» Records for this task
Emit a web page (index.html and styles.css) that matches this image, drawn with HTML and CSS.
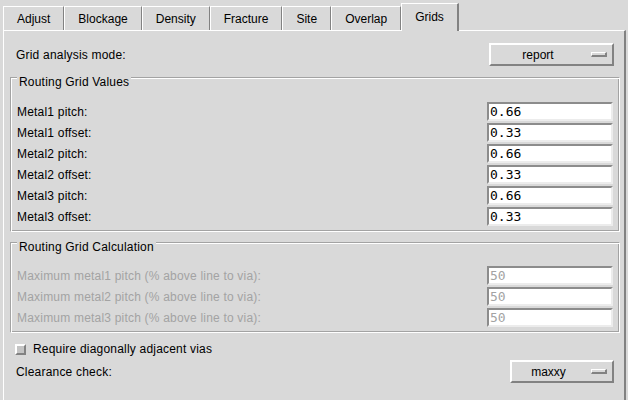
--
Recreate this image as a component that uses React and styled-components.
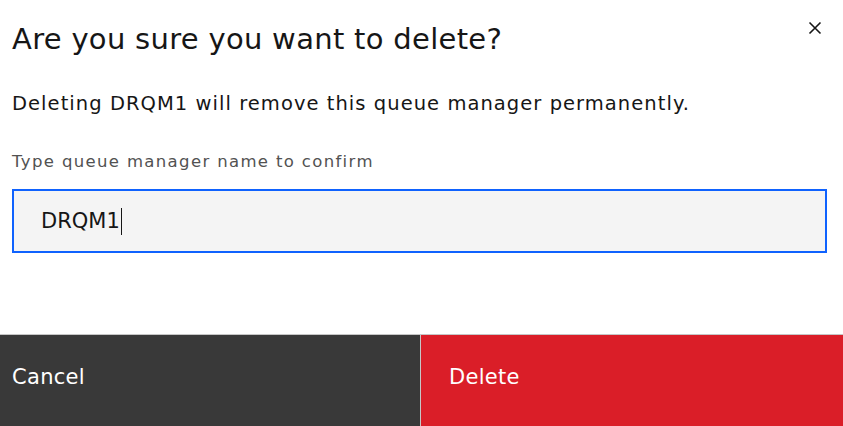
--
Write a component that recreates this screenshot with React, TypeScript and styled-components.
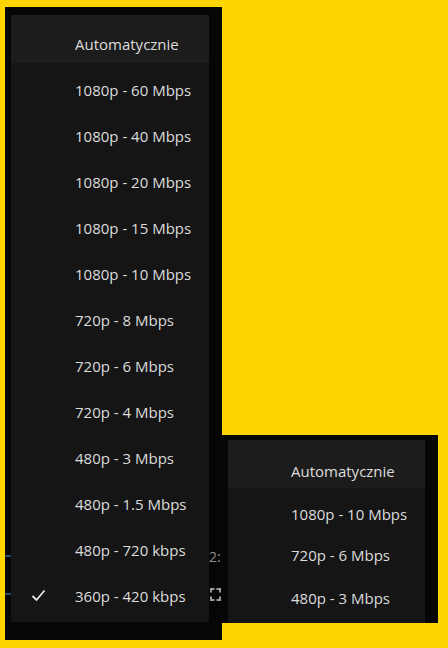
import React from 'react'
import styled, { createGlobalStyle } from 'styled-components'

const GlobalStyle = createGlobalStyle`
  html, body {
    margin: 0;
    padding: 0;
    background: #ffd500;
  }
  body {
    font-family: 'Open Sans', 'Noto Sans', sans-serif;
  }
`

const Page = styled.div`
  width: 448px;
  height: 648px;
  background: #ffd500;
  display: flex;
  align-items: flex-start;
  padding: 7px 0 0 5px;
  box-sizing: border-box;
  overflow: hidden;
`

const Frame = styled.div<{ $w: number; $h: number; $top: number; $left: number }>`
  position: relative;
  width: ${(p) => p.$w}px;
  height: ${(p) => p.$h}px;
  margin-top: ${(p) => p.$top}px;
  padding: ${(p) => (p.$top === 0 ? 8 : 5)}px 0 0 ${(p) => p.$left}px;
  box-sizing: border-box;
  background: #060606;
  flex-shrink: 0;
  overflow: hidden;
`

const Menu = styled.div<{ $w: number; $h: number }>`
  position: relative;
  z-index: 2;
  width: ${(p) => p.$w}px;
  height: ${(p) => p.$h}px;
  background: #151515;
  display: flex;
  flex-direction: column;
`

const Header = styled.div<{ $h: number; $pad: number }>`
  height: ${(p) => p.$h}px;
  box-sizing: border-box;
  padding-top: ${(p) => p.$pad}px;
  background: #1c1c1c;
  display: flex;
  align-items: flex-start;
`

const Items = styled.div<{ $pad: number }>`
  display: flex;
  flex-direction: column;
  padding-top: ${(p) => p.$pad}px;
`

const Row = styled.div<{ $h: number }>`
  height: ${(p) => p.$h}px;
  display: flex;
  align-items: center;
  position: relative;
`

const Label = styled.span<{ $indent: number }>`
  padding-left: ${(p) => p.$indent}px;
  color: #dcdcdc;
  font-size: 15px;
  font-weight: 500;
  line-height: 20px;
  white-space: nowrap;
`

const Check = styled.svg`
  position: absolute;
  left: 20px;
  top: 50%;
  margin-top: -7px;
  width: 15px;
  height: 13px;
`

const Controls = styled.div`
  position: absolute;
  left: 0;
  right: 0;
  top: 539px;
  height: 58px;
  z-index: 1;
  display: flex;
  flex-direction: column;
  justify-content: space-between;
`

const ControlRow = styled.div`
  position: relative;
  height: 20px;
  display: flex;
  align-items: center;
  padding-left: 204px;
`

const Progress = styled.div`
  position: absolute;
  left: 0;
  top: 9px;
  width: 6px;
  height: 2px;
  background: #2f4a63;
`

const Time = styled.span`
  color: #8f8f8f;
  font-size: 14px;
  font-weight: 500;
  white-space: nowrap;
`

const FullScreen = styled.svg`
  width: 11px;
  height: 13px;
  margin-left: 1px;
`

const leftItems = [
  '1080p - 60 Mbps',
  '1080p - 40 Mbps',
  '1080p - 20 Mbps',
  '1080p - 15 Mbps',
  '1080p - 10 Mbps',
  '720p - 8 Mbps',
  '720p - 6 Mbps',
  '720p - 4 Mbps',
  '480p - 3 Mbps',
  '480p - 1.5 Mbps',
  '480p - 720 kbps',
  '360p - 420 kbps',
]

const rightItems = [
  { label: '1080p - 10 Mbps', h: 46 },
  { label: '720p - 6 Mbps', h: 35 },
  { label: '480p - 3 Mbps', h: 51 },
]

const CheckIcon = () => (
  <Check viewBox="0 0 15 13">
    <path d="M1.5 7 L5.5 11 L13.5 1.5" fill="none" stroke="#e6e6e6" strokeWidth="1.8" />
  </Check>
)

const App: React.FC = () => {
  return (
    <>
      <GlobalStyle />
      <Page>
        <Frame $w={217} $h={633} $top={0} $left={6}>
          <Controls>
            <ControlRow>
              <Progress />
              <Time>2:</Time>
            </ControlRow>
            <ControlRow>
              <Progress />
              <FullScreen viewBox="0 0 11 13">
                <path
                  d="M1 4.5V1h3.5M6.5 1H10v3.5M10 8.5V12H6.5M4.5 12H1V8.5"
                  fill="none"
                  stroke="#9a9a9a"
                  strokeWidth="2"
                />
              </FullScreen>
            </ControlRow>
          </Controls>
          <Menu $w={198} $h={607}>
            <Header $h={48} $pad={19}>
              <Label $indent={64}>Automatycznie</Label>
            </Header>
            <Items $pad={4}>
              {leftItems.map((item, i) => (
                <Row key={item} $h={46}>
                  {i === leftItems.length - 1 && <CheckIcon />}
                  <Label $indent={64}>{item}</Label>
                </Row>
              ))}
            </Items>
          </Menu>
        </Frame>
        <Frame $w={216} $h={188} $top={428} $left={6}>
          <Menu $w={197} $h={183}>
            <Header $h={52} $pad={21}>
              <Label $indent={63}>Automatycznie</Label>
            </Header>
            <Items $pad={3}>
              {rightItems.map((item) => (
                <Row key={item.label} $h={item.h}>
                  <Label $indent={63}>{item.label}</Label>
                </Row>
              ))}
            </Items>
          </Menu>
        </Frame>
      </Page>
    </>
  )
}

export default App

» Required task
Select and copy every line from the records that includes the word "components".

» Result for this exercise
Recreate this image as a component that uses React and styled-components.
Write a component that recreates this screenshot with React, TypeScript and styled-components.
import styled, { createGlobalStyle } from 'styled-components'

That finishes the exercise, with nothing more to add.